Is democracy about to break out in Pakistan once again? There is a flicker of light which could grow steadily or blow out quickly or remain a flicker for a long time. At this stage anything is possible. General Pervez Musharraf’s first experiment in democracy concerns village and city councils and comes dressed in all the proper words. He promised transparency and accountability, a fair electoral process based on new comprehensive and verified voter lists, the removal of biases against rural areas and the lowering of the voting age to 18. The regime has thought it through, it would seem.
The announcement was timed for Pakistan Day and coincides with President Clinton’s visit. A national debate is invited before the proposals are finalised and can pave the way for elections starting in December 2000 and ending in May 2001. It all looks very correct on paper, is probably well-intentioned and everyone must hope it will give hundreds of thousands of people a voice in local government at last. It looks however to be a vast exercise involving nothing less than the de novo setting up of three-tier local democratic institutions. It is not that it is a sham exercise: the programme has been worked out in considerable detail suggesting sincerity of purpose. It is the ambitiousness of the programme combined with the lack of institutions to implement it barring the army that is worrying. The grand designs of Pakistani regimes have tended to be jerry-built and to collapse in a mess. One must hope that is not the case here.
If the regime is going to build democracy from the ground up, it may be several years before Pakistan gets popular provincial and national governments. The question uppermost in the minds of non-Pakistanis is about the timetable for a return to full democracy. From the Commonwealth which suspended Pakistan from membership to President Clinton who will probably be pressing Musharraf on the subject today, everyone is impatient for an answer. External pressure keeps the issue of democracy alive and makes it harder for the regime to ignore the absence of democratic process and settle in for the long haul. So external pressure is absolutely necessary and should continue. But total scepticism about the first steps towards democracy would be out of place, in part because it is premature at this stage.

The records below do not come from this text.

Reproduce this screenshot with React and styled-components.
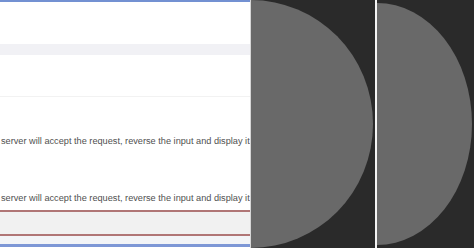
import React from "react";
import styled, { createGlobalStyle } from "styled-components";

const GlobalStyle = createGlobalStyle`
  html, body {
    margin: 0;
    padding: 0;
    background: #2a2a2a;
  }
  body {
    font-family: "Liberation Sans", Arial, sans-serif;
  }
`;

const Screen = styled.div`
  display: flex;
  width: 474px;
  height: 248px;
  overflow: hidden;
`;

const Page = styled.div`
  display: flex;
  flex-direction: column;
  width: 250px;
  flex: none;
  background: #ffffff;
  overflow: hidden;
`;

const Bar = styled.div`
  flex: none;
  height: ${(p) => p.$h}px;
  background: ${(p) => p.$bg};
`;

const Rule = styled.div`
  flex: none;
  height: 1px;
  background: ${(p) => p.$color};
`;

const Spacer = styled.div`
  flex: none;
  height: ${(p) => p.$h}px;
`;

const Message = styled.p`
  flex: none;
  margin: 0;
  height: 14px;
  line-height: 14px;
  font-size: 9.2px;
  color: #505050;
  white-space: nowrap;
  overflow: hidden;
  padding-left: 1px;
`;

const Field = styled.div`
  flex: none;
  height: ${(p) => p.$h}px;
  background: #f1f1f1;
  border-top: 2px solid #b07676;
  border-bottom: 2px solid #b07676;
`;

const Divider = styled.div`
  flex: none;
  width: ${(p) => p.$w}px;
  background: ${(p) => p.$color};
`;

const Pane = styled.div`
  flex: none;
  width: ${(p) => p.$w}px;
  height: 248px;
  background: #2a2a2a;
  svg {
    display: block;
  }
`;

const HalfDisc = ({ w, rx, ry }) => (
  <svg width={w} height="248" viewBox={`0 0 ${w} 248`}>
    <ellipse cx="0" cy="124" rx={rx} ry={ry} fill="#696969" />
  </svg>
);

const text = "server will accept the request, reverse the input and display it l";

export default function App() {
  return (
    <Screen>
      <GlobalStyle />
      <Page>
        <Bar $h={2} $bg="#7391d2" />
        <Spacer $h={42} />
        <Bar $h={11} $bg="#f1f1f5" />
        <Spacer $h={41} />
        <Rule $color="#f2f2f2" />
        <Spacer $h={37} />
        <Message>{text}</Message>
        <Spacer $h={43} />
        <Message>{text}</Message>
        <Spacer $h={5} />
        <Field $h={22} />
        <Bar $h={8} $bg="#f2f4f7" />
        <Bar $h={3} $bg="#7d97d6" />
      </Page>
      <Divider $w={1} $color="#d6d6d6" />
      <Pane $w={124}>
        <HalfDisc w={124} rx={122} ry={124} />
      </Pane>
      <Divider $w={2} $color="#f4f4f4" />
      <Pane $w={97}>
        <HalfDisc w={97} rx={95} ry={121} />
      </Pane>
    </Screen>
  );
}
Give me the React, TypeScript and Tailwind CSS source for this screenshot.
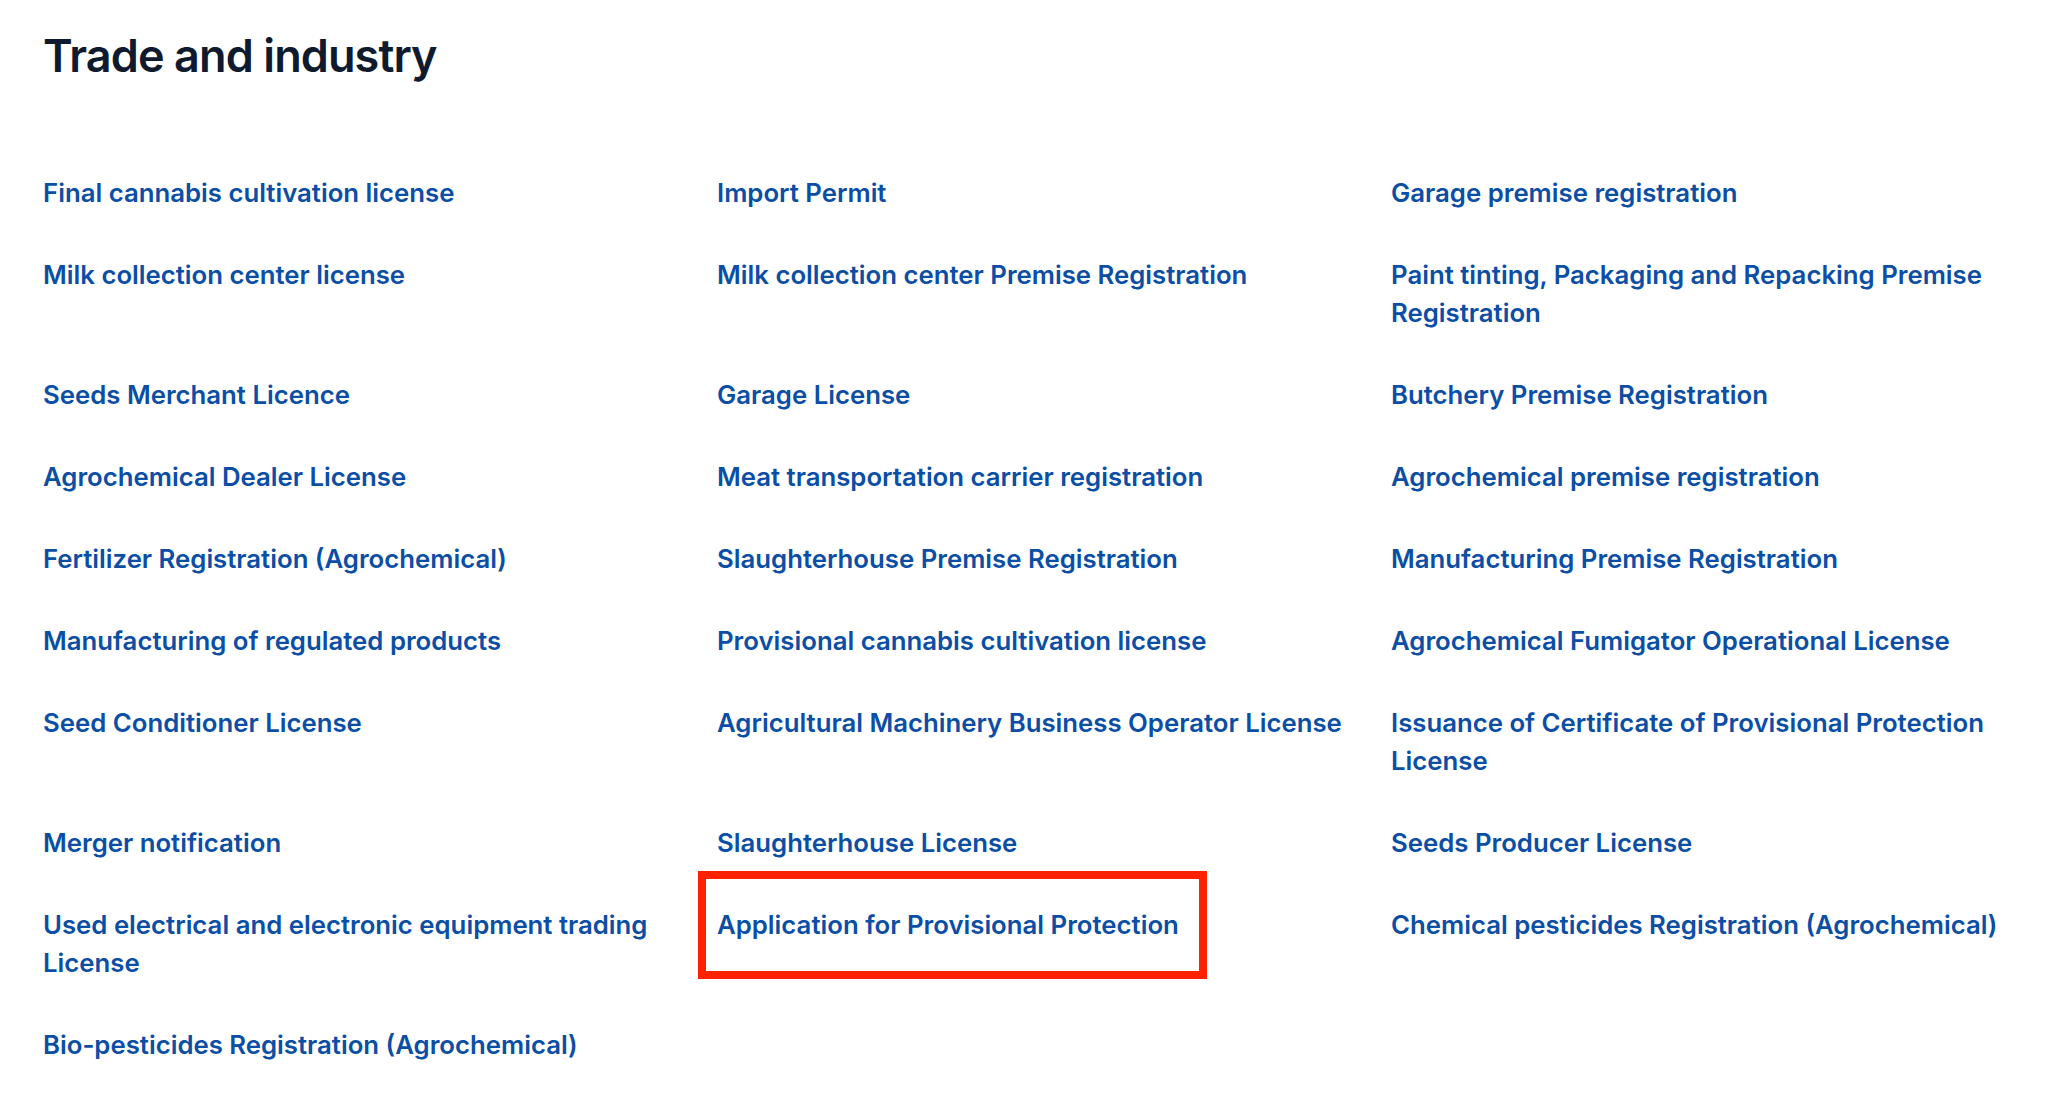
const items: { label: string; highlight?: boolean }[] = [
  { label: 'Final cannabis cultivation license' },
  { label: 'Import Permit' },
  { label: 'Garage premise registration' },
  { label: 'Milk collection center license' },
  { label: 'Milk collection center Premise Registration' },
  { label: 'Paint tinting, Packaging and Repacking Premise Registration' },
  { label: 'Seeds Merchant Licence' },
  { label: 'Garage License' },
  { label: 'Butchery Premise Registration' },
  { label: 'Agrochemical Dealer License' },
  { label: 'Meat transportation carrier registration' },
  { label: 'Agrochemical premise registration' },
  { label: 'Fertilizer Registration (Agrochemical)' },
  { label: 'Slaughterhouse Premise Registration' },
  { label: 'Manufacturing Premise Registration' },
  { label: 'Manufacturing of regulated products' },
  { label: 'Provisional cannabis cultivation license' },
  { label: 'Agrochemical Fumigator Operational License' },
  { label: 'Seed Conditioner License' },
  { label: 'Agricultural Machinery Business Operator License' },
  { label: 'Issuance of Certificate of Provisional Protection License' },
  { label: 'Merger notification' },
  { label: 'Slaughterhouse License' },
  { label: 'Seeds Producer License' },
  { label: 'Used electrical and electronic equipment trading License' },
  { label: 'Application for Provisional Protection', highlight: true },
  { label: 'Chemical pesticides Registration (Agrochemical)' },
  { label: 'Bio-pesticides Registration (Agrochemical)' },
];

export default function App() {
  return (
    <div
      className="min-h-screen bg-white pl-[43px] pr-[13px] pt-[27px]"
      style={{ fontFamily: 'Inter, "Open Sans", sans-serif' }}
    >
      <h1 className="text-[45px] font-semibold leading-[58px] tracking-[-0.02em] text-[#0f1a2e]">
        Trade and industry
      </h1>

      <div className="mt-[89px] grid grid-cols-3 gap-x-[30px] gap-y-[44px]">
        {items.map((item) => (
          <div key={item.label} className="relative">
            <a
              href="#"
              className="text-[25.75px] font-semibold leading-[38px] text-[#0b4ea6]"
            >
              {item.label}
            </a>
            {item.highlight && (
              <div className="pointer-events-none absolute -left-[19px] -top-[35px] h-[108px] w-[509px] border-[8px] border-[#ff2200]" />
            )}
          </div>
        ))}
      </div>
    </div>
  );
}
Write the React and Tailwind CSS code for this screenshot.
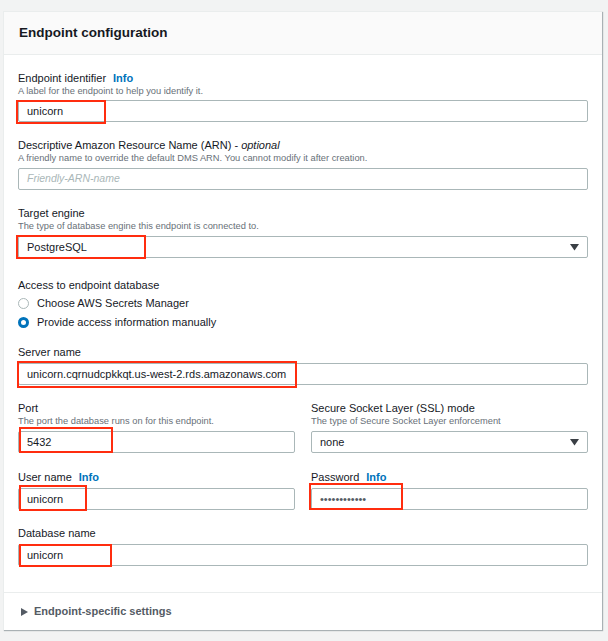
const font = "font-['Liberation_Sans',Arial,sans-serif]";

function Label({ children, info }) {
  return (
    <div className="h-[14px] leading-[14px] text-[11px] text-[#16191f]">
      {children}
      {info && <span className="ml-[7px] font-bold text-[#0073bb]">Info</span>}
    </div>
  );
}

function Desc({ children }) {
  return <div className="h-[12px] leading-[12px] text-[9.3px] text-[#687078] whitespace-nowrap">{children}</div>;
}

function Input({ value, placeholder, italic, red, select, dots, tight }) {
  return (
    <div className={`relative ${tight ? 'mt-[3px]' : 'mt-[4px]'} h-[22px] border border-[#aab7b8] rounded-[2px] bg-white flex items-center px-[8px]`}>
      {value ? (
        <span className={`text-[11px] ${dots ? 'text-[#545b64]' : 'text-[#16191f]'}`}>{value}</span>
      ) : (
        <span className={`text-[10.5px] text-[#aab7b8] ${italic ? 'italic' : ''}`}>{placeholder}</span>
      )}
      {select && (
        <svg className="ml-auto" width="9" height="7" viewBox="0 0 9 7">
          <polygon points="0,0 9,0 4.5,6.5" fill="#3a3f45" />
        </svg>
      )}
      {red && <div className={`absolute border-2 border-[#ff2d0f] ${red}`} />}
    </div>
  );
}

function Radio({ checked, children }) {
  return (
    <div className="h-[19px] flex items-center gap-[8px]">
      {checked ? (
        <div className="w-[11px] h-[11px] rounded-full border-[3px] border-[#0073bb] bg-white" />
      ) : (
        <div className="w-[11px] h-[11px] rounded-full border border-[#aab7b8] bg-white" />
      )}
      <span className="text-[11px] text-[#16191f]">{children}</span>
    </div>
  );
}

export default function App() {
  return (
    <div className={`${font} min-h-[641px] bg-[#f2f3f3] pt-[11px]`}>
      <div className="ml-[3px] w-[599px] bg-white border-t border-l border-[#eaeded] shadow-[1px_1px_1px_rgba(0,28,36,0.3)]">
        {/* Header */}
        <div className="h-[43px] bg-[#fafafa] border-b border-[#eaeded] flex items-center pl-[15px]">
          <h2 className="text-[13.5px] font-bold text-[#16191f]">Endpoint configuration</h2>
        </div>

        <div className="px-[14px] pt-[16px] pb-[26px]">
          <Label info>Endpoint identifier</Label>
          <Desc>A label for the endpoint to help you identify it.</Desc>
          <Input value="unicorn" tight red="-left-[3px] -top-[1px] w-[90px] h-[24px]" />

          <div className="mt-[16px]">
            <Label>
              Descriptive Amazon Resource Name (ARN) - <span className="italic">optional</span>
            </Label>
            <Desc>A friendly name to override the default DMS ARN. You cannot modify it after creation.</Desc>
            <Input placeholder="Friendly-ARN-name" italic />
          </div>

          <div className="mt-[16px]">
            <Label>Target engine</Label>
            <Desc>The type of database engine this endpoint is connected to.</Desc>
            <Input value="PostgreSQL" select red="-left-[3px] -top-[2px] w-[130px] h-[24px]" />
          </div>

          <div className="mt-[20px]">
            <Label>Access to endpoint database</Label>
            <div className="mt-[2px]">
              <Radio>Choose AWS Secrets Manager</Radio>
              <Radio checked>Provide access information manually</Radio>
            </div>
          </div>

          <div className="mt-[13px]">
            <Label>Server name</Label>
            <Input value="unicorn.cqrnudcpkkqt.us-west-2.rds.amazonaws.com" red="-left-[2px] -top-[3px] w-[280px] h-[27px]" />
          </div>

          <div className="mt-[16px] grid grid-cols-2 gap-x-[16px]">
            <div>
              <Label>Port</Label>
              <Desc>The port the database runs on for this endpoint.</Desc>
              <Input value="5432" red="left-0 -top-[5px] w-[94px] h-[26px]" />
            </div>
            <div>
              <Label>Secure Socket Layer (SSL) mode</Label>
              <Desc>The type of Secure Socket Layer enforcement</Desc>
              <Input value="none" select />
            </div>
          </div>

          <div className="mt-[17px] grid grid-cols-2 gap-x-[16px]">
            <div>
              <Label info>User name</Label>
              <Input value="unicorn" red="left-0 -top-[4px] w-[68px] h-[26px]" />
            </div>
            <div>
              <Label info>Password</Label>
              <Input value="••••••••••••" dots red="-left-[3px] -top-[6px] w-[94px] h-[27px]" />
            </div>
          </div>

          <div className="mt-[16px]">
            <Label>Database name</Label>
            <Input value="unicorn" red="left-0 -top-[1px] w-[93px] h-[23px]" />
          </div>
        </div>

        {/* Footer */}
        <div className="h-[38px] border-t border-[#eaeded] flex items-center pl-[17px]">
          <svg width="7" height="8" viewBox="0 0 7 8">
            <polygon points="0,0 7,4 0,8" fill="#545b64" />
          </svg>
          <span className="ml-[6px] text-[11px] font-bold text-[#545b64]">Endpoint-specific settings</span>
        </div>
      </div>
    </div>
  );
}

Pakistan’s interlocutors would be unwise to dismiss it as a stunt, a diversionary tactic, a cover for protracted military rule and therefore meaningless. Of course it is possible that “grassroots democracy” is a ruse to take the heat off Musharraf. But if the whole programme is carried out carefully and results in genuinely popular local councils, it undoubtedly will be good for Pakistan and the question of the original motivation for the exercise will be quite irrelevant. The fact is the programme responds to a lacuna in the Pakistani system. The iron grip of the feudals and bureaucracy must be broken before the lives of ordinary people in the countryside can improve and education, health and other social services reach them. Even at the practical level of improved voter lists there may well be something to show. There is no need to rubbish the local polls experiment. Musharraf needs to go further faster.